Written exercise - Find the word "Tailwind" in the records below. List each line containing it.

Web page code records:
__________________________________________________
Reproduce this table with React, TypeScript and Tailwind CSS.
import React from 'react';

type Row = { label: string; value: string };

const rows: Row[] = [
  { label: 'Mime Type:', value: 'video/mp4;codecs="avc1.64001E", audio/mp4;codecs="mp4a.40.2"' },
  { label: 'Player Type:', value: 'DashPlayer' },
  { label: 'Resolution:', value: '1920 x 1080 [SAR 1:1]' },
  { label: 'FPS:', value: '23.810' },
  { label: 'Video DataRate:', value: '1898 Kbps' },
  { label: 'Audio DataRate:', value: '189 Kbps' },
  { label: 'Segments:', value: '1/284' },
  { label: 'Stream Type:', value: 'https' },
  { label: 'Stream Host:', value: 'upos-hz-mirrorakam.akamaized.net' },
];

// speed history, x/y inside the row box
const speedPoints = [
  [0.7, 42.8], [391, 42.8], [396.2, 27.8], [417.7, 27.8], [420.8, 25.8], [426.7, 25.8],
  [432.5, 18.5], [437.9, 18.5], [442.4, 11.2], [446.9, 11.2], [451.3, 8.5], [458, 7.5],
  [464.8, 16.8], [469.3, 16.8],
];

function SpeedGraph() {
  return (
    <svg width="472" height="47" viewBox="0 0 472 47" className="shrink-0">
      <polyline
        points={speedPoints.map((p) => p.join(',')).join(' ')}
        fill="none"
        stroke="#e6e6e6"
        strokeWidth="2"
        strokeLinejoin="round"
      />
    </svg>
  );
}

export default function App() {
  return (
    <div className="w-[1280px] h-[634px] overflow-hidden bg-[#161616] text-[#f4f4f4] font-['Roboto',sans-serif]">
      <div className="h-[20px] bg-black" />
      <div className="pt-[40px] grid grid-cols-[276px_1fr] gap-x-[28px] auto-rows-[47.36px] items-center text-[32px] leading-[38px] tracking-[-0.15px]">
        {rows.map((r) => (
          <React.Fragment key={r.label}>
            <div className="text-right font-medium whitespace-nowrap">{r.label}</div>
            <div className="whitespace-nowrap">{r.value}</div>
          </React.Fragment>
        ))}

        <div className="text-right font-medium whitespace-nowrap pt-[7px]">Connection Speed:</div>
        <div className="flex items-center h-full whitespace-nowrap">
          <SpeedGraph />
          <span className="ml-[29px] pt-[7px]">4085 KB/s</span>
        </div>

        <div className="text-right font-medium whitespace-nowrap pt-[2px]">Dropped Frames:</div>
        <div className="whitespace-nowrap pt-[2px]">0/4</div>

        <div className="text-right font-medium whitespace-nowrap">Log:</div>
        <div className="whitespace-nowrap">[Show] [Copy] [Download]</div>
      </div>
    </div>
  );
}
__________________________________________________
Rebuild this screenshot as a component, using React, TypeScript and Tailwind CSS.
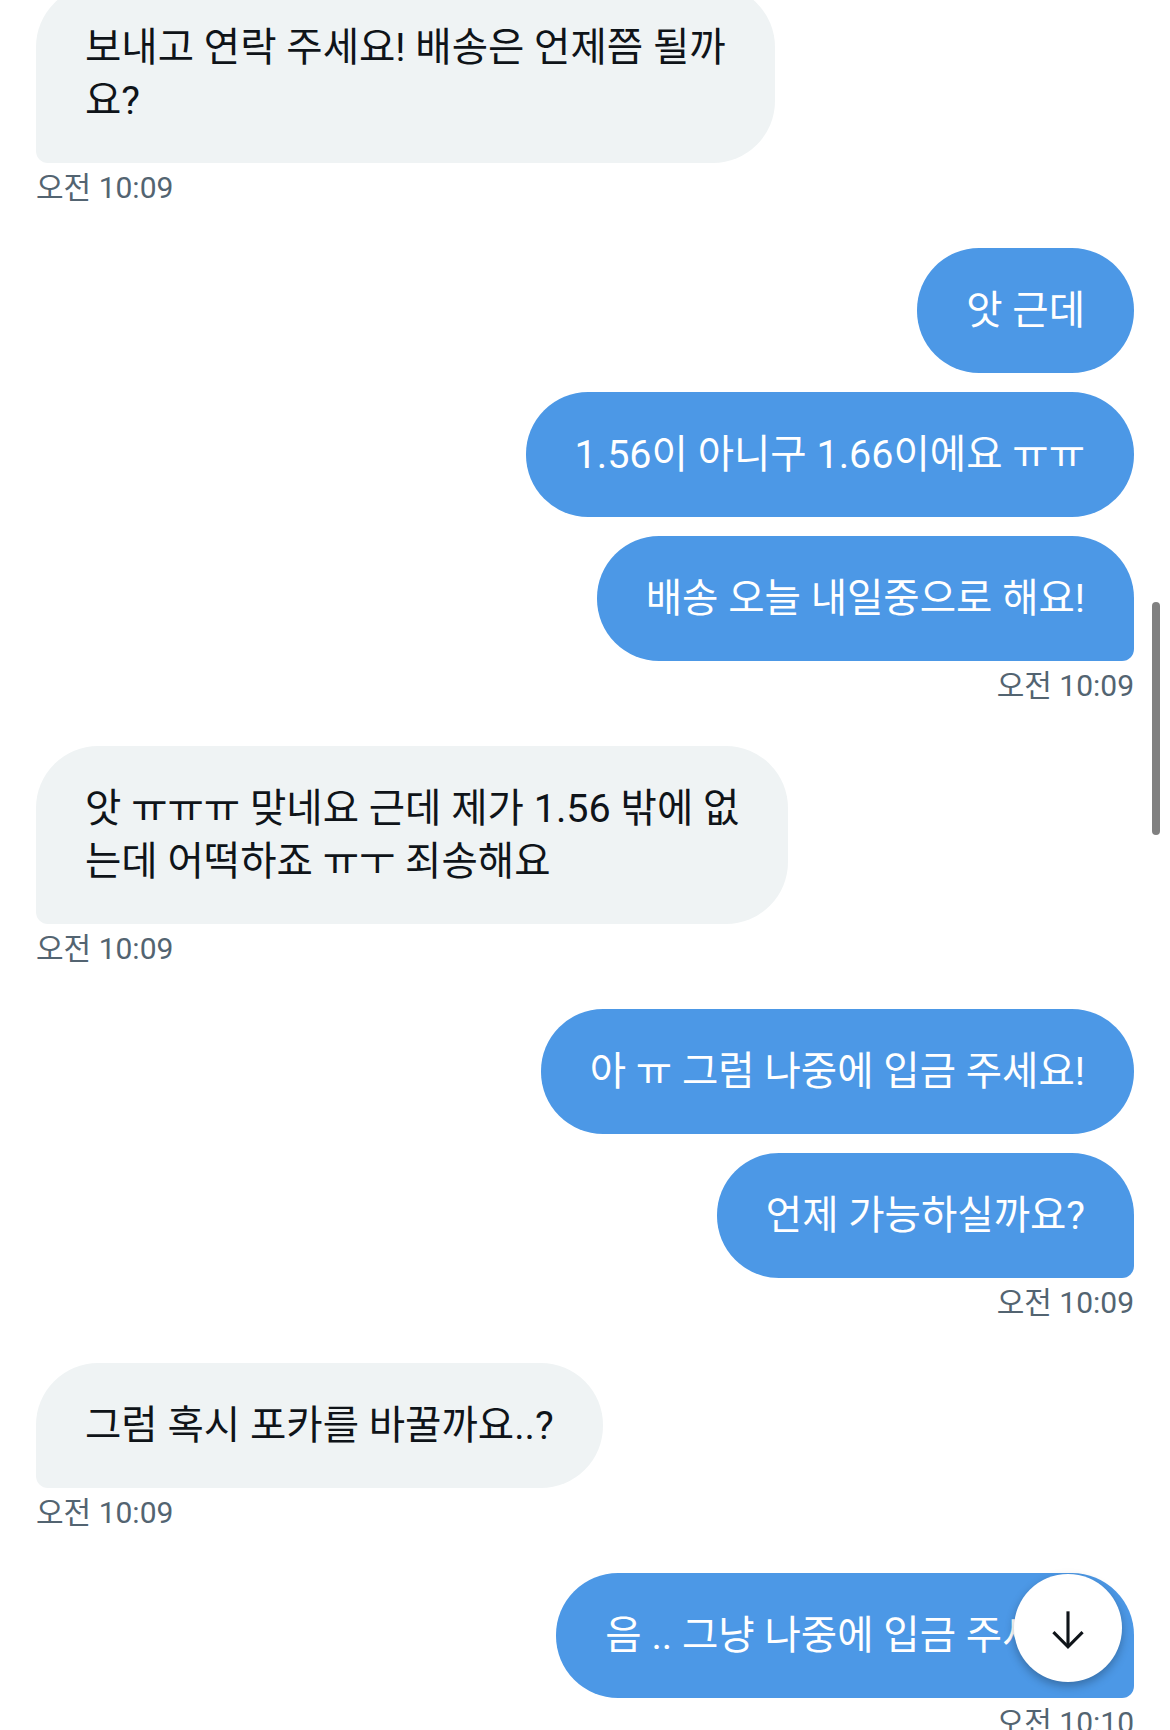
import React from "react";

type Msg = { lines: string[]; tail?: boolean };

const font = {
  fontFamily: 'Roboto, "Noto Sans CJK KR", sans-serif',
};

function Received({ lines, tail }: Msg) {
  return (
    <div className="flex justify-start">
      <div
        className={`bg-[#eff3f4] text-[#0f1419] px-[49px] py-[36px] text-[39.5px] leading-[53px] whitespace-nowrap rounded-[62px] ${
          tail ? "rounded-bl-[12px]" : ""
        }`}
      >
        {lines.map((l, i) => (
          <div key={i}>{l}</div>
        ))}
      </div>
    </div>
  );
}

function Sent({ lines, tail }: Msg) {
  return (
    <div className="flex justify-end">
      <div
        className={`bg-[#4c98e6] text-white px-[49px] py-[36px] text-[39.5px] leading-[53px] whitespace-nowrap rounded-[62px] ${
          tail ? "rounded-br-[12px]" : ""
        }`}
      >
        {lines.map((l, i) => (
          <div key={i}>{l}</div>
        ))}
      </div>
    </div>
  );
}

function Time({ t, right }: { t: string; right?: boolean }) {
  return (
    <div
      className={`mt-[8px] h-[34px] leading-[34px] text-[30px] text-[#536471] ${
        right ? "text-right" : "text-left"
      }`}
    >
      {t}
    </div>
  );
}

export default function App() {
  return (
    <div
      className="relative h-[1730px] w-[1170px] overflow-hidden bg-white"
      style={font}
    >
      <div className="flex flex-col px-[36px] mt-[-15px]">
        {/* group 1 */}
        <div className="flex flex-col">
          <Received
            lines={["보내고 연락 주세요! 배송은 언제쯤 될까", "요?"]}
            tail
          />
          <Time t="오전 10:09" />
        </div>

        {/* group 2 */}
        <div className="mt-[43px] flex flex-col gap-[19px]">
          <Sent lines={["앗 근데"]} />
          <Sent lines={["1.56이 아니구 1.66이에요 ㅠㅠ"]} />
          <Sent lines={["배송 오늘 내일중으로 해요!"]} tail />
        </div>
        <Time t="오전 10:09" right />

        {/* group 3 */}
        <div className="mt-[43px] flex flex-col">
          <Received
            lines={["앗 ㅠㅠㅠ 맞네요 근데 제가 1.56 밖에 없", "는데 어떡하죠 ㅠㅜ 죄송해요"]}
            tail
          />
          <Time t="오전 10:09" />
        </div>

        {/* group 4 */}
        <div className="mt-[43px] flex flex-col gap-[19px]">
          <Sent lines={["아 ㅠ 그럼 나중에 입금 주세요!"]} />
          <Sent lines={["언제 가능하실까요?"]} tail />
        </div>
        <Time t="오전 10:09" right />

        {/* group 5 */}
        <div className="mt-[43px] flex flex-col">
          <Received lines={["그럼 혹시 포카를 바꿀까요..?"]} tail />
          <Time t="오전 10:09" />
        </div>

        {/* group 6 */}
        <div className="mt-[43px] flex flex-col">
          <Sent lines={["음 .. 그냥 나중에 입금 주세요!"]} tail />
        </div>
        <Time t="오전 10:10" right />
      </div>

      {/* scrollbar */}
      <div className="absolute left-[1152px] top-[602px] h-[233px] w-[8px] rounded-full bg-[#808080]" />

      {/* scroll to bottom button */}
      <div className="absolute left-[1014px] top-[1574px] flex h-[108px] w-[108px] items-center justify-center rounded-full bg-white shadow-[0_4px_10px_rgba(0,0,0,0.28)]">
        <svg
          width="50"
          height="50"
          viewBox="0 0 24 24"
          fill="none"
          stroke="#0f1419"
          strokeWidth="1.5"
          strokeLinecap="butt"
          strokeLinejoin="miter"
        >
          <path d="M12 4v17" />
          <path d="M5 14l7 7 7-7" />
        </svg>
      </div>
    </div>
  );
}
__________________________________________________
Answer to this problem -
Reproduce this table with React, TypeScript and Tailwind CSS.
Rebuild this screenshot as a component, using React, TypeScript and Tailwind CSS.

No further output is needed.